The biggest concern that ICE had all along with this was the artificial cap that was trying to be placed on the number of beds that could be utilized for interior arrests. That creates a defined, definite public safety risk. And that's something that we just cannot have.

KEILAR: So if you don't have that, then is that a provision that is something, with your expertise, you could stand behind and you could say to the president, this fits our needs?

ALBENCE: I would say, for that provision, with regard to the detention, that we have gotten over that hurdle if there are no limitation on how ICE manages its beds and we are funded to get the number of beds that we actually need, for this provision, yes, I think we're good.
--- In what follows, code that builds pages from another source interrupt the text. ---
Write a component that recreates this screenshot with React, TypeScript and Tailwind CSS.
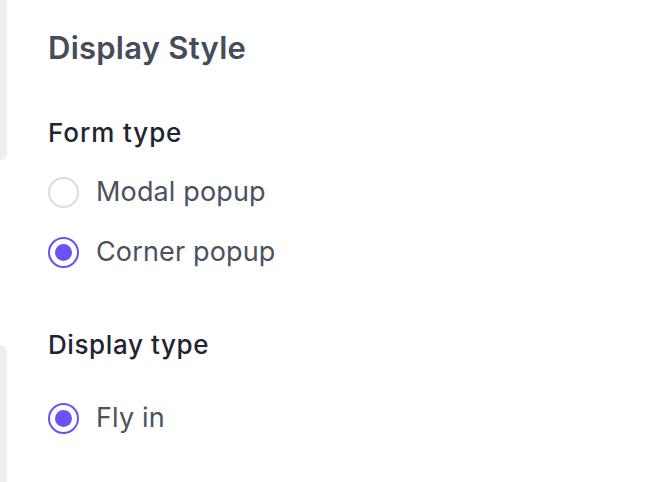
import React from "react";

function Radio({ checked, label }: { checked: boolean; label: string }) {
  return (
    <div className="flex items-center h-[32px]">
      <div
        className={
          checked
            ? "w-[31px] h-[31px] rounded-full border-2 border-[#6a52f7] flex items-center justify-center"
            : "w-[31px] h-[31px] rounded-full border-2 border-[#dcdcdc]"
        }
      >
        {checked && <div className="w-[17px] h-[17px] rounded-full bg-[#6a52f7]" />}
      </div>
      <span className="ml-[17px] text-[27px] leading-[32px] tracking-[0.15px] text-[#4a5160]">{label}</span>
    </div>
  );
}

export default function App() {
  return (
    <div
      className="w-[672px] h-[482px] bg-white flex overflow-hidden"
      style={{ fontFamily: "Inter, 'Noto Sans', sans-serif" }}
    >
      <div className="w-[7px] flex flex-col shrink-0">
        <div className="h-[160px] bg-[#eceef3] rounded-br-[12px]" />
        <div className="h-[185px]" />
        <div className="flex-1 bg-[#eceef3] rounded-tr-[12px]" />
      </div>
      <div className="flex flex-col pl-[41px]">
        <div className="mt-[30px] h-[36px] text-[31px] leading-[36px] font-semibold tracking-[0.25px] text-[#464c5a]">
          Display Style
        </div>
        <div className="mt-[52px] h-[30px] text-[26px] leading-[30px] font-medium tracking-[0.9px] text-[#1f2430]">
          Form type
        </div>
        <div className="mt-[28px]">
          <Radio checked={false} label="Modal popup" />
        </div>
        <div className="mt-[28px]">
          <Radio checked={true} label="Corner popup" />
        </div>
        <div className="mt-[62px] h-[30px] text-[26px] leading-[30px] font-medium tracking-[0.6px] text-[#1f2430]">
          Display type
        </div>
        <div className="mt-[42px]">
          <Radio checked={true} label="Fly in" />
        </div>
      </div>
    </div>
  );
}
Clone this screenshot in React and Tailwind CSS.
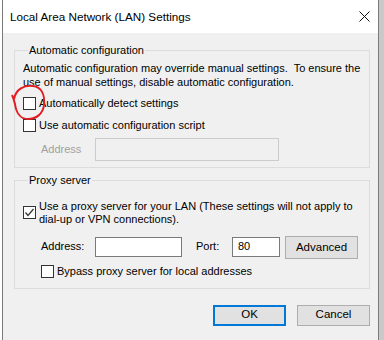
import React from "react";

const font = { fontFamily: '"Liberation Sans", Arial, sans-serif' };

function Check({ checked }) {
  return (
    <span className="w-[13px] h-[13px] border border-[#333] bg-white flex items-center justify-center shrink-0">
      {checked && (
        <svg width="11" height="11" viewBox="0 0 11 11">
          <path d="M1.5 5.5 L4 8.5 L9.5 2" fill="none" stroke="#333" strokeWidth="1.2" />
        </svg>
      )}
    </span>
  );
}

function Button({ children, primary, className = "" }) {
  return (
    <button
      className={`bg-[#e1e1e1] text-[11.5px] text-black flex items-center justify-center ${
        primary ? "border-2 border-[#0078d7]" : "border border-[#adadad]"
      } ${className}`}
    >
      {children}
    </button>
  );
}

export default function App() {
  return (
    <div className="w-[384px] h-[340px] bg-white flex relative overflow-hidden text-black" style={font}>
      <div className="w-[2px]" />

      {/* window */}
      <div className="w-[377px] h-full border-x border-[#7a7a7a] flex flex-col bg-[#f0f0f0]">
        {/* title bar */}
        <div className="h-[33px] bg-white flex items-center justify-between pl-[7px] pr-[8px] shrink-0">
          <span className="text-[11.7px]">Local Area Network (LAN) Settings</span>
          <svg width="11" height="11" viewBox="0 0 11 11">
            <path d="M0.5 0.5 L10.5 10.5 M10.5 0.5 L0.5 10.5" stroke="#111" strokeWidth="1" />
          </svg>
        </div>

        <div className="flex flex-col text-[11px]">
          {/* Automatic configuration */}
          <fieldset className="ml-[11px] mr-[8px] mt-[9px] border border-[#dcdcdc] pl-[8px] pr-[6px] pb-[6px]">
            <legend className="px-[1px] ml-[5px] leading-[16px]">Automatic configuration</legend>
            <p className="leading-[14px] mt-[3px] whitespace-pre">
              {"Automatic configuration may override manual settings.  To ensure the\nuse of manual settings, disable automatic configuration."}
            </p>
            <div className="flex items-center gap-[3px] h-[16px] mt-[6px]">
              <Check />
              <span>Automatically detect settings</span>
            </div>
            <div className="flex items-center gap-[3px] h-[16px] mt-[6px]">
              <Check />
              <span>Use automatic configuration script</span>
            </div>
            <div className="flex items-center mt-[5px] pl-[18px]">
              <span className="w-[54px] text-[#a0a0a0]">Address</span>
              <div className="w-[184px] h-[23px] border border-[#cccccc] bg-[#f0f0f0]" />
            </div>
          </fieldset>

          {/* Proxy server */}
          <fieldset className="ml-[11px] mr-[8px] mt-[4px] border border-[#dcdcdc] pl-[8px] pr-[6px] pb-[8px]">
            <legend className="px-[1px] ml-[5px] leading-[16px]">Proxy server</legend>
            <div className="flex gap-[3px] mt-[12px]">
              <div className="pt-[6px]">
                <Check checked />
              </div>
              <p className="leading-[13px]">
                Use a proxy server for your LAN (These settings will not apply to
                <br />
                dial-up or VPN connections).
              </p>
            </div>
            <div className="flex items-center mt-[8px] pl-[18px]">
              <span className="w-[54px]">Address:</span>
              <div className="w-[87px] h-[20px] border border-[#7a7a7a] bg-white" />
              <span className="ml-[14px] w-[36px]">Port:</span>
              <div className="w-[48px] h-[20px] border border-[#7a7a7a] bg-white pl-[5px] flex items-center">80</div>
              <Button className="ml-[5px] w-[73px] h-[23px] mt-[2px]">Advanced</Button>
            </div>
            <div className="flex items-center gap-[3px] mt-[4px] pl-[18px]">
              <Check />
              <span>Bypass proxy server for local addresses</span>
            </div>
          </fieldset>

          {/* buttons */}
          <div className="flex justify-end gap-[11px] mr-[8px] mt-[16px]">
            <Button primary className="w-[73px] h-[21px]">OK</Button>
            <Button className="w-[73px] h-[21px]">Cancel</Button>
          </div>
        </div>
      </div>

      <div className="flex-1 bg-[#c9c9c9]" />

      {/* hand-drawn red circle annotation */}
      <svg className="absolute left-0 top-0 pointer-events-none" width="384" height="340">
        <path
          d="M14 99 C 16 89, 24 85, 33 86 C 41 87, 45 94, 44 105 C 43 114, 36 119, 28 119 C 20 119, 16 112, 15 104 C 14 100, 13 97, 12 95"
          fill="none"
          stroke="#e31b23"
          strokeWidth="2"
        />
      </svg>
    </div>
  );
}
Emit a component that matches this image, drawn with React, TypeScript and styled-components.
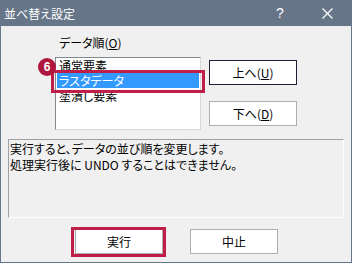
import React from 'react';
import styled, { createGlobalStyle } from 'styled-components';

const GlobalStyle = createGlobalStyle`
  html, body {
    margin: 0;
    padding: 0;
    background: #ffffff;
  }
  body {
    font-family: "Noto Sans CJK JP", "Noto Sans", sans-serif;
    font-size: 12px;
    font-feature-settings: "palt";
    color: #000;
  }
  u {
    text-underline-offset: 1px;
  }
`;

const Window = styled.div`
  width: 352px;
  height: 263px;
  box-sizing: border-box;
  border: 1px solid #667588;
  border-top: none;
  display: flex;
  flex-direction: column;
  background: #f0f0f0;
`;

const TitleBar = styled.div`
  height: 26px;
  flex-shrink: 0;
  background: #667588;
  color: #ffffff;
  display: flex;
  align-items: center;
  padding-left: 3px;
  font-size: 12px;
`;

const Title = styled.span`
  flex: 1;
  line-height: 15px;
`;

const Help = styled.span`
  width: 14px;
  margin-right: 32px;
  font-family: "Liberation Sans", sans-serif;
  font-size: 14px;
  line-height: 14px;
`;

const CloseIcon = styled.svg`
  width: 11px;
  height: 11px;
  margin-right: 18px;
`;

const Body = styled.div`
  flex: 1;
  display: flex;
  flex-direction: column;
  padding: 9px 7px 0 7px;
`;

const TopSection = styled.div`
  display: flex;
  gap: 8px;
  margin-left: 47px;
`;

const ListColumn = styled.div`
  display: flex;
  flex-direction: column;
  gap: 7px;
`;

const Label = styled.div`
  padding-left: 4px;
  line-height: 15px;
`;

const ListWrap = styled.div`
  position: relative;
  width: 146px;
  height: 73px;
`;

const ListBox = styled.ul`
  list-style: none;
  margin: 0;
  padding: 0;
  box-sizing: border-box;
  width: 100%;
  height: 100%;
  background: #ffffff;
  border: 1px solid #828790;
  border-right-color: #d8d8d8;
  border-bottom-color: #d8d8d8;
  overflow: hidden;
`;

const ListItem = styled.li<{ $selected?: boolean }>`
  height: 15px;
  line-height: 15px;
  padding-left: 2px;
  margin: 0 1px;
  background: ${(p) => (p.$selected ? '#3399ff' : 'transparent')};
  color: ${(p) => (p.$selected ? '#ffffff' : '#000000')};
`;

const Highlight = styled.div`
  position: absolute;
  left: -4px;
  top: 13px;
  width: 154px;
  height: 23px;
  box-sizing: border-box;
  border: 3px solid #be1e48;
`;

const Badge = styled.div`
  position: absolute;
  left: -17px;
  top: 1px;
  width: 18px;
  height: 18px;
  border-radius: 50%;
  background: #b0173f;
  color: #ffffff;
  font-family: "Liberation Sans", sans-serif;
  font-weight: bold;
  font-size: 12px;
  line-height: 18px;
  text-align: center;
`;

const ButtonColumn = styled.div`
  display: flex;
  flex-direction: column;
  gap: 16px;
  padding-top: 25px;
`;

const Button = styled.button<{ $default?: boolean }>`
  width: 88px;
  height: 25px;
  box-sizing: border-box;
  padding: 0;
  background: #ffffff;
  border: 1px solid ${(p) => (p.$default ? '#1b2036' : '#adadad')};
  font-family: inherit;
  font-size: 12px;
  font-feature-settings: "palt";
  color: #000;
  line-height: 15px;
`;

const Description = styled.div`
  margin-top: 9px;
  height: 79px;
  box-sizing: border-box;
  border: 1px solid #a0a0a0;
  border-right-color: #ffffff;
  border-bottom-color: #ffffff;
  padding: 1px 0 0 1px;
  line-height: 16px;
`;

const ActionRow = styled.div`
  display: flex;
  gap: 27px;
  margin-top: 11px;
  margin-left: 67px;
`;

const Marked = styled.div`
  position: relative;
`;

const ButtonFrame = styled.div`
  position: absolute;
  left: -4px;
  top: -2px;
  right: -3px;
  bottom: -3px;
  border: 3px solid #be1e48;
  pointer-events: none;
`;

export default function App() {
  return (
    <>
      <GlobalStyle />
      <Window>
        <TitleBar>
          <Title>並べ替え設定</Title>
          <Help>?</Help>
          <CloseIcon viewBox="0 0 11 11">
            <path d="M0.5 0.5 L10.5 10.5 M10.5 0.5 L0.5 10.5" stroke="#ffffff" strokeWidth="1.2" />
          </CloseIcon>
        </TitleBar>
        <Body>
          <TopSection>
            <ListColumn>
              <Label>
                データ順(<u>O</u>)
              </Label>
              <ListWrap>
                <ListBox>
                  <ListItem>通常要素</ListItem>
                  <ListItem $selected>ラスタデータ</ListItem>
                  <ListItem>塗潰し要素</ListItem>
                </ListBox>
                <Highlight />
                <Badge>6</Badge>
              </ListWrap>
            </ListColumn>
            <ButtonColumn>
              <Button $default>
                上へ(<u>U</u>)
              </Button>
              <Button>
                下へ(<u>D</u>)
              </Button>
            </ButtonColumn>
          </TopSection>
          <Description>
            実行すると、データの並び順を変更します。
            <br />
            処理実行後に UNDO することはできません。
          </Description>
          <ActionRow>
            <Marked>
              <Button>実行</Button>
              <ButtonFrame />
            </Marked>
            <Button>中止</Button>
          </ActionRow>
        </Body>
      </Window>
    </>
  );
}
What else is in that -- contained in that, I don't know, and there could be other things that are problematic.

KEILAR: Do you feel that ICE has been heard from lawmakers and from the White House? Have lawmakers consulted with you? Has the White House consulted with you on this?

ALBENCE: Well, we certainly work with individuals on The Hill and in the White House on a day to day basis. I'm obviously an operator. I'm a career law enforcement official. I'm not involved in the political spectrum. But they certainly have come to us for our opinions with regard to what the impact of any certain legislation may be.